Last weekend I went to the Barossa Valley with the Trust. We gathered as we have done yearly to do jobs that take time and to think together about what we are up to. It always brings thoughts of Suzanne herself too, and her life, which is now (it still seems amazing) in the past.
We stayed in Lyndoch, which is an old village, on the outskirts of the Valley with a view of beautiful hills (the Gawler Ranges). While I was there I went for a walk and discovered the local cemetery – a beautiful, peaceful spot, filled with interesting gravestones and many hints of past lives. I was particularly struck by the numbers of children and young people who are remembered there. Ernie Peake aged 14 months, Carl Kleinig only 3 months old, and Sylvia Kennedy (17) are three short lives whose only public mark on the fabric of the world we live in is these stones.
At the end of the weekend, when I left Lyndoch, I drove back towards the city on the Williamstown road and took a turn off to the left down Hoffnungsthal Road. Eventually I wound around past the flying school and the lavender farm to a windswept, low lying expanse which was the setting of a little settlement in the 1840s. It was the place where my German ancestors, the Beckers, came to when they first arrived in 1858. The whole place was flooded out in the 1860s and the church and cemetery there and all sense of housing or settlement have disappeared, almost entirely. There are markers that have been placed there commemorating the place and its people, including a list of the names of those who were buried there. This includes 3 Beckers, Johann, Rosina and Paul (I feel sure that at least two of them would have been children). It’s a beautiful place.
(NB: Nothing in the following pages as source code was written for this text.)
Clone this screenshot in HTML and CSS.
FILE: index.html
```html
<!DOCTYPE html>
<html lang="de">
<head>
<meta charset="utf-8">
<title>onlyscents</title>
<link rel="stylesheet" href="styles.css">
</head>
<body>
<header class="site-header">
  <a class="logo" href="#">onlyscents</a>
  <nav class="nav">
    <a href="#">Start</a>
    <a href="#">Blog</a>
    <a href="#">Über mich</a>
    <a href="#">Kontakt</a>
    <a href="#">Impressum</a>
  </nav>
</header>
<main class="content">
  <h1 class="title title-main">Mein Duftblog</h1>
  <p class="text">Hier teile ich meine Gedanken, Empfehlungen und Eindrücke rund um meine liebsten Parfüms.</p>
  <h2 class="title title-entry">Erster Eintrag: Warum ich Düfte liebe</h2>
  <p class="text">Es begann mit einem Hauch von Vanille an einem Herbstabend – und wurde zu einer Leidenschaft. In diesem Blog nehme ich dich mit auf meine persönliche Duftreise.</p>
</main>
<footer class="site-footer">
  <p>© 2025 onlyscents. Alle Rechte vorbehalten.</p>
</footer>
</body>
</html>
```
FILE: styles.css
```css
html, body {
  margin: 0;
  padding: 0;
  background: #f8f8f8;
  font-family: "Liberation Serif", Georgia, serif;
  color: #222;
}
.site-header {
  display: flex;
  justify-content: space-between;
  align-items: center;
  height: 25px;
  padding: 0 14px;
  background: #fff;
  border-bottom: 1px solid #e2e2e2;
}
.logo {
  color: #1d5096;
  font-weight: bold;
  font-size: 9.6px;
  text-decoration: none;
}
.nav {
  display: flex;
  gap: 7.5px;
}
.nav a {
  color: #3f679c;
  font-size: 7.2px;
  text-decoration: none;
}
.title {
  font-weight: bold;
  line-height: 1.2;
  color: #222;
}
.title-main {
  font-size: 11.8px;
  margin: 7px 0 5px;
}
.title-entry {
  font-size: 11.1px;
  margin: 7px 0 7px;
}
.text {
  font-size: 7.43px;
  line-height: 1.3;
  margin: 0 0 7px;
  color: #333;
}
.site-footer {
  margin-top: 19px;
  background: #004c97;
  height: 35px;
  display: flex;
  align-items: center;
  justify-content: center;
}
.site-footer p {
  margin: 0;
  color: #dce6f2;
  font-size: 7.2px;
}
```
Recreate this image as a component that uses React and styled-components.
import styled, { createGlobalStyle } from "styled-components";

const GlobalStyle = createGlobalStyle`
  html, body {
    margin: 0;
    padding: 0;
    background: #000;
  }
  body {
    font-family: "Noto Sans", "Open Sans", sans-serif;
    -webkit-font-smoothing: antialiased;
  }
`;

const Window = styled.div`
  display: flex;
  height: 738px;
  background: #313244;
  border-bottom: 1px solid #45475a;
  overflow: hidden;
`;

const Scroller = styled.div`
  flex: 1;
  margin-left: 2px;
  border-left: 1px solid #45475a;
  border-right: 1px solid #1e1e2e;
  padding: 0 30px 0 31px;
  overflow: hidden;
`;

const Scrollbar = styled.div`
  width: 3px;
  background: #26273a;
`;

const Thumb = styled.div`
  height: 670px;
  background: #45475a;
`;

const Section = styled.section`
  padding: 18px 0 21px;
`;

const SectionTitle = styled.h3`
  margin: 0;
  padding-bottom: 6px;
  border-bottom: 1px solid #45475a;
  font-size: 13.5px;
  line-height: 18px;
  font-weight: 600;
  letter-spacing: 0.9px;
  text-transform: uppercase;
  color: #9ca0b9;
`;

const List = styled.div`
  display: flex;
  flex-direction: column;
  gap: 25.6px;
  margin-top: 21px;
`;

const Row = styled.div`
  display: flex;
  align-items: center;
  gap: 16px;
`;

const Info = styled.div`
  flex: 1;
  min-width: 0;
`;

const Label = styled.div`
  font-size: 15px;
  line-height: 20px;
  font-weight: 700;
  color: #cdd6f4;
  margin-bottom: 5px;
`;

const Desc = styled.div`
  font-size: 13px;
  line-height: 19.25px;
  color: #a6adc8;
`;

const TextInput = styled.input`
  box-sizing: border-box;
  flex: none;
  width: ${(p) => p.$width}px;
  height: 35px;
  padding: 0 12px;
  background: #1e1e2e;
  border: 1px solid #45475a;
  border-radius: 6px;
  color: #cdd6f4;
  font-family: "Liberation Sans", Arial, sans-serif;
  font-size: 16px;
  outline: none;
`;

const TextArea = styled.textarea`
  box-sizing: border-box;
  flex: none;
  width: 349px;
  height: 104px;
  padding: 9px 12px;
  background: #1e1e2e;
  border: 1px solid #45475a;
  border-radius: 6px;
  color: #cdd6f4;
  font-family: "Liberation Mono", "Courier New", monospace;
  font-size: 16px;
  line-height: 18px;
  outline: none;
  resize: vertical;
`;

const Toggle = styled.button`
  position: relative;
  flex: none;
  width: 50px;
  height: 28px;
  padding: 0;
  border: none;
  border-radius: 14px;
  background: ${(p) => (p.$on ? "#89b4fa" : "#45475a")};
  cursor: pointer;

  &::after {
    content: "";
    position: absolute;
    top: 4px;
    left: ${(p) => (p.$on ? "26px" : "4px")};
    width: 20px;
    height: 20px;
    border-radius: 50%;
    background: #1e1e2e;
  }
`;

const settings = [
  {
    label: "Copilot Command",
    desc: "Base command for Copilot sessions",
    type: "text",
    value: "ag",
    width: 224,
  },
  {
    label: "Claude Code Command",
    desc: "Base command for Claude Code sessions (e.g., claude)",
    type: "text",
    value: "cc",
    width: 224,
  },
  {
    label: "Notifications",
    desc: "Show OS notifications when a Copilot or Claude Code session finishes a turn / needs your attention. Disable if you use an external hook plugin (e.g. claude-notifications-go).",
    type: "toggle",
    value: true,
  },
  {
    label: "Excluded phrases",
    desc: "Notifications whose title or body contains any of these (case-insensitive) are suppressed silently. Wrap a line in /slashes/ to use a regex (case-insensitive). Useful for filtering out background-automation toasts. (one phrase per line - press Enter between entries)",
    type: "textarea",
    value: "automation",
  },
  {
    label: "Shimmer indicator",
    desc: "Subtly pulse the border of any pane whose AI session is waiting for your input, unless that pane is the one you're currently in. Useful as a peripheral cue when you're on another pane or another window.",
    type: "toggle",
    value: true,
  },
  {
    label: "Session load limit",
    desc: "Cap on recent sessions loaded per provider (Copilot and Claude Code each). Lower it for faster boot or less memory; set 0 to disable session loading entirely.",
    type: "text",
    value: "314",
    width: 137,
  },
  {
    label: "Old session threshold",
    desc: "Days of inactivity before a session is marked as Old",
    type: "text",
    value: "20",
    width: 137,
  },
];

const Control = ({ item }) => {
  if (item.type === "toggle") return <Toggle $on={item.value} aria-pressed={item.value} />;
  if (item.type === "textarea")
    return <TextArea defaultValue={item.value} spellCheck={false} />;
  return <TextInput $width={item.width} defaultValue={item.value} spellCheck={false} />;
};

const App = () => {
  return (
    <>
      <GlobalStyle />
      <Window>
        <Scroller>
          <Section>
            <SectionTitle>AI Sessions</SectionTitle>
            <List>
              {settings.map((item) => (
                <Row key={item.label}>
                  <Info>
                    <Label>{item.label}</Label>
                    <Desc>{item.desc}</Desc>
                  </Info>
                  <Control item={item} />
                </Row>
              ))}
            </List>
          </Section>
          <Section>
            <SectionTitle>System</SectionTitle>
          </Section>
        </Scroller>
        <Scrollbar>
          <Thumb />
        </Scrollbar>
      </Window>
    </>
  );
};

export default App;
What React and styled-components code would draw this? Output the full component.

Of course there are many others whose echo is also here in the quiet moments of life, folk whose names we don’t know; lives we can hardly understand or imagine – not least, here, the Aboriginal presence.
It’s so chancy and amazing to be alive. What a fluke that we are all here, trying to live as well as we can, mostly blundering along, succeeding a little, failing a little. I like to reflect on those invisible unknown ones who came before us, whose brief time in this glorious universe has become part of the comet tail of the past.